Each entry below is to be duplicated verbatim.

_DATA FOR THE TASK_.
════════
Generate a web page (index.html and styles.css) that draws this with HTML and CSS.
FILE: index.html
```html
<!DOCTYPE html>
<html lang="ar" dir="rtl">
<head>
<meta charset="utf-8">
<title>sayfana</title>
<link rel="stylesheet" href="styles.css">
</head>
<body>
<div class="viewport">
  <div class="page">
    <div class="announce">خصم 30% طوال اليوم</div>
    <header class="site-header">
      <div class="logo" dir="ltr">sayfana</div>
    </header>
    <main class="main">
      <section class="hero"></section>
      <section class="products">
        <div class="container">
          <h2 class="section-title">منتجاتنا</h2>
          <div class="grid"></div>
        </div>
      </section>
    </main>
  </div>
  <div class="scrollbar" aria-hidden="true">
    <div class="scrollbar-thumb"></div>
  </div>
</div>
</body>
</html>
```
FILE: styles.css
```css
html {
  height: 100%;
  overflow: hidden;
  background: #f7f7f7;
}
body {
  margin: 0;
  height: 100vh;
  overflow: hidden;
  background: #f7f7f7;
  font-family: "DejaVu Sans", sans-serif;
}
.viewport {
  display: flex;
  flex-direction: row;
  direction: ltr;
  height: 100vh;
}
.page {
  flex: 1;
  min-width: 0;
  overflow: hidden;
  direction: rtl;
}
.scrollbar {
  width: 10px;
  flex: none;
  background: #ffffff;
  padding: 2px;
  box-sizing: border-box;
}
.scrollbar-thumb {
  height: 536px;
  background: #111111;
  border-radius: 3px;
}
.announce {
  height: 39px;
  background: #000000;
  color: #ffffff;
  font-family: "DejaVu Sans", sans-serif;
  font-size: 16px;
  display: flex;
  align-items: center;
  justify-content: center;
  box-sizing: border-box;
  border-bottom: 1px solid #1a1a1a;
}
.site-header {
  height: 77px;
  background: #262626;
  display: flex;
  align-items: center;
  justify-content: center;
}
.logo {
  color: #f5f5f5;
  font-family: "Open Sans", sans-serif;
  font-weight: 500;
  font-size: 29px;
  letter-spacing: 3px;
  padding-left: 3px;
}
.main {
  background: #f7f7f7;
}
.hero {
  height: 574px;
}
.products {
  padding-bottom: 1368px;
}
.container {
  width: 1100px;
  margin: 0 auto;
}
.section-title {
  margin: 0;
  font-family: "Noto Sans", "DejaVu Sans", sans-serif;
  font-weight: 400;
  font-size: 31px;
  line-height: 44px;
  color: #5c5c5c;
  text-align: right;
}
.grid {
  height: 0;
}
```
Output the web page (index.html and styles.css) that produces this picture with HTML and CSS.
════════
_SOLUTION FOR THIS PROBLEM_.
Generate a web page (index.html and styles.css) that draws this with HTML and CSS.
FILE: index.html
```html
<!DOCTYPE html>
<html lang="ar" dir="rtl">
<head>
<meta charset="utf-8">
<title>sayfana</title>
<link rel="stylesheet" href="styles.css">
</head>
<body>
<div class="viewport">
  <div class="page">
    <div class="announce">خصم 30% طوال اليوم</div>
    <header class="site-header">
      <div class="logo" dir="ltr">sayfana</div>
    </header>
    <main class="main">
      <section class="hero"></section>
      <section class="products">
        <div class="container">
          <h2 class="section-title">منتجاتنا</h2>
          <div class="grid"></div>
        </div>
      </section>
    </main>
  </div>
  <div class="scrollbar" aria-hidden="true">
    <div class="scrollbar-thumb"></div>
  </div>
</div>
</body>
</html>
```
FILE: styles.css
```css
html {
  height: 100%;
  overflow: hidden;
  background: #f7f7f7;
}
body {
  margin: 0;
  height: 100vh;
  overflow: hidden;
  background: #f7f7f7;
  font-family: "DejaVu Sans", sans-serif;
}
.viewport {
  display: flex;
  flex-direction: row;
  direction: ltr;
  height: 100vh;
}
.page {
  flex: 1;
  min-width: 0;
  overflow: hidden;
  direction: rtl;
}
.scrollbar {
  width: 10px;
  flex: none;
  background: #ffffff;
  padding: 2px;
  box-sizing: border-box;
}
.scrollbar-thumb {
  height: 536px;
  background: #111111;
  border-radius: 3px;
}
.announce {
  height: 39px;
  background: #000000;
  color: #ffffff;
  font-family: "DejaVu Sans", sans-serif;
  font-size: 16px;
  display: flex;
  align-items: center;
  justify-content: center;
  box-sizing: border-box;
  border-bottom: 1px solid #1a1a1a;
}
.site-header {
  height: 77px;
  background: #262626;
  display: flex;
  align-items: center;
  justify-content: center;
}
.logo {
  color: #f5f5f5;
  font-family: "Open Sans", sans-serif;
  font-weight: 500;
  font-size: 29px;
  letter-spacing: 3px;
  padding-left: 3px;
}
.main {
  background: #f7f7f7;
}
.hero {
  height: 574px;
}
.products {
  padding-bottom: 1368px;
}
.container {
  width: 1100px;
  margin: 0 auto;
}
.section-title {
  margin: 0;
  font-family: "Noto Sans", "DejaVu Sans", sans-serif;
  font-weight: 400;
  font-size: 31px;
  line-height: 44px;
  color: #5c5c5c;
  text-align: right;
}
.grid {
  height: 0;
}
```
Output the web page (index.html and styles.css) that produces this picture with HTML and CSS.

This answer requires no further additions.